Lift out each line of the data that holds "this".

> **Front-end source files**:
● ● ● ● ● ● ●
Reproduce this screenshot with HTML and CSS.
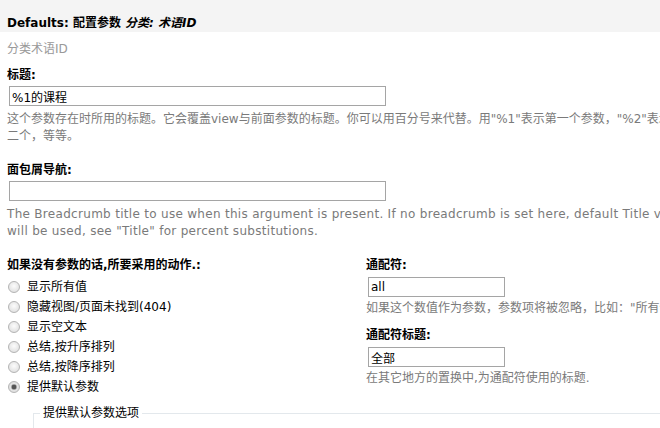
FILE: index.html
```html
<!DOCTYPE html>
<html lang="zh-CN">
<head>
    <meta charset="UTF-8">
    <title>Defaults: 配置参数</title>
    <link rel="stylesheet" href="styles.css">
</head>
<body>
    <div class="page">
        <h2 class="title">Defaults: 配置参数 <em>分类: 术语ID</em></h2>

        <div class="form">
            <div class="sub">分类术语ID</div>

            <div class="field">
                <label for="title">标题:</label>
                <input type="text" id="title" class="wide" value="%1的课程">
                <div class="desc zh">这个参数存在时所用的标题。它会覆盖view与前面参数的标题。你可以用百分号来代替。用"%1"表示第一个参数，"%2"表示第二个，等等。</div>
            </div>

            <div class="field">
                <label for="crumb">面包屑导航:</label>
                <input type="text" id="crumb" class="wide" value="">
                <div class="desc en">The Breadcrumb title to use when this argument is present. If no breadcrumb is set here, default Title values will be used, see "Title" for percent substitutions.</div>
            </div>

            <div class="cols">
                <div class="col-left">
                    <label class="head">如果没有参数的话,所要采用的动作.:</label>
                    <div class="radios">
                        <label class="radio"><input type="radio" name="action"> 显示所有值</label>
                        <label class="radio"><input type="radio" name="action"> 隐藏视图/页面未找到(404)</label>
                        <label class="radio"><input type="radio" name="action"> 显示空文本</label>
                        <label class="radio"><input type="radio" name="action"> 总结,按升序排列</label>
                        <label class="radio"><input type="radio" name="action"> 总结,按降序排列</label>
                        <label class="radio"><input type="radio" name="action" checked> 提供默认参数</label>
                    </div>
                </div>

                <div class="col-right">
                    <div class="field small">
                        <label for="wild">通配符:</label>
                        <input type="text" id="wild" class="short" value="all">
                        <div class="desc">如果这个数值作为参数，参数项将被忽略，比如："所有值"。</div>
                    </div>
                    <div class="field small">
                        <label for="wildtitle">通配符标题:</label>
                        <input type="text" id="wildtitle" class="short" value="全部">
                        <div class="desc">在其它地方的置换中,为通配符使用的标题.</div>
                    </div>
                </div>
            </div>

            <fieldset class="defaults">
                <legend>提供默认参数选项</legend>
            </fieldset>
        </div>
    </div>
</body>
</html>
```

FILE: styles.css
```css
html, body {
    margin: 0;
    padding: 0;
    overflow: hidden;
    background: #fff;
}

body {
    font-family: "DejaVu Sans", "Noto Sans CJK SC", sans-serif;
    font-size: 12px;
    line-height: 17px;
    color: #000;
}

.page {
    width: 720px;
}

.title {
    margin: 0;
    height: 32px;
    box-sizing: border-box;
    padding: 15px 7px 0;
    background: #f4f4f4;
    font-size: 12px;
    line-height: 17px;
    font-weight: bold;
}

.title em {
    font-style: italic;
}

.form {
    padding: 9px 7px 0;
}

.sub {
    color: #999;
    margin-bottom: 9px;
}

.field {
    margin-bottom: 17px;
}

.field label,
.head {
    display: block;
    font-weight: bold;
}

.field label {
    margin-bottom: 2px;
}

input[type="text"] {
    display: block;
    box-sizing: border-box;
    height: 20px;
    margin: 0 0 1px 2px;
    padding: 0 2px;
    border: 1px solid #a5a5a5;
    font-family: "DejaVu Sans", "Noto Sans CJK SC", sans-serif;
    font-size: 12px;
    color: #000;
}

.wide {
    width: 377px;
}

.short {
    width: 137px;
}

.desc {
    color: #7a7a7a;
    margin-top: 5px;
}

.desc.zh {
    max-width: 686px;
}

.desc.en {
    letter-spacing: 0.3px;
}

.cols {
    display: flex;
    margin-top: 2px;
}

.col-left {
    width: 359px;
}

.col-right {
    flex: 1;
}

.field.small {
    margin-bottom: 10px;
}

.field.small label {
    margin-bottom: 3px;
}

.field.small .desc {
    margin-top: 3px;
}

.radios {
    display: flex;
    flex-direction: column;
    padding-top: 3px;
}

.radio {
    display: flex;
    align-items: center;
    gap: 7px;
    height: 20px;
}

.radio input {
    appearance: none;
    margin: 0 0 0 1px;
    width: 12px;
    height: 12px;
    border: 1px solid #b4b4b4;
    border-radius: 50%;
    background: radial-gradient(circle at 50% 40%, #fcfcfc 0, #e4e4e4 70%, #d8d8d8 100%);
}

.radio input:checked {
    background: radial-gradient(circle, #555 0, #555 2px, #aaa 2.6px, #e4e4e4 3.5px, #d8d8d8 100%);
}

.defaults {
    margin: 8px 0 0 26px;
    padding: 0 6px 20px;
    border: 0;
    border-top: 1px solid #e3e8ec;
    border-left: 1px solid #e3e8ec;
}

.defaults legend {
    padding: 0 3px;
}
```
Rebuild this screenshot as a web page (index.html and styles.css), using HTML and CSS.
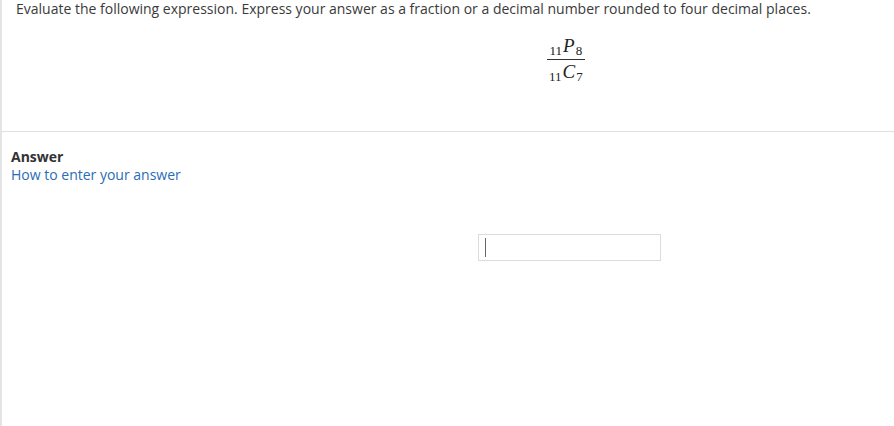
● ● ● ● ● ● ●
> **Written reply**:
Reproduce this screenshot with HTML and CSS.
                <div class="desc en">The Breadcrumb title to use when this argument is present. If no breadcrumb is set here, default Title values will be used, see "Title" for percent substitutions.</div>
Rebuild this screenshot as a web page (index.html and styles.css), using HTML and CSS.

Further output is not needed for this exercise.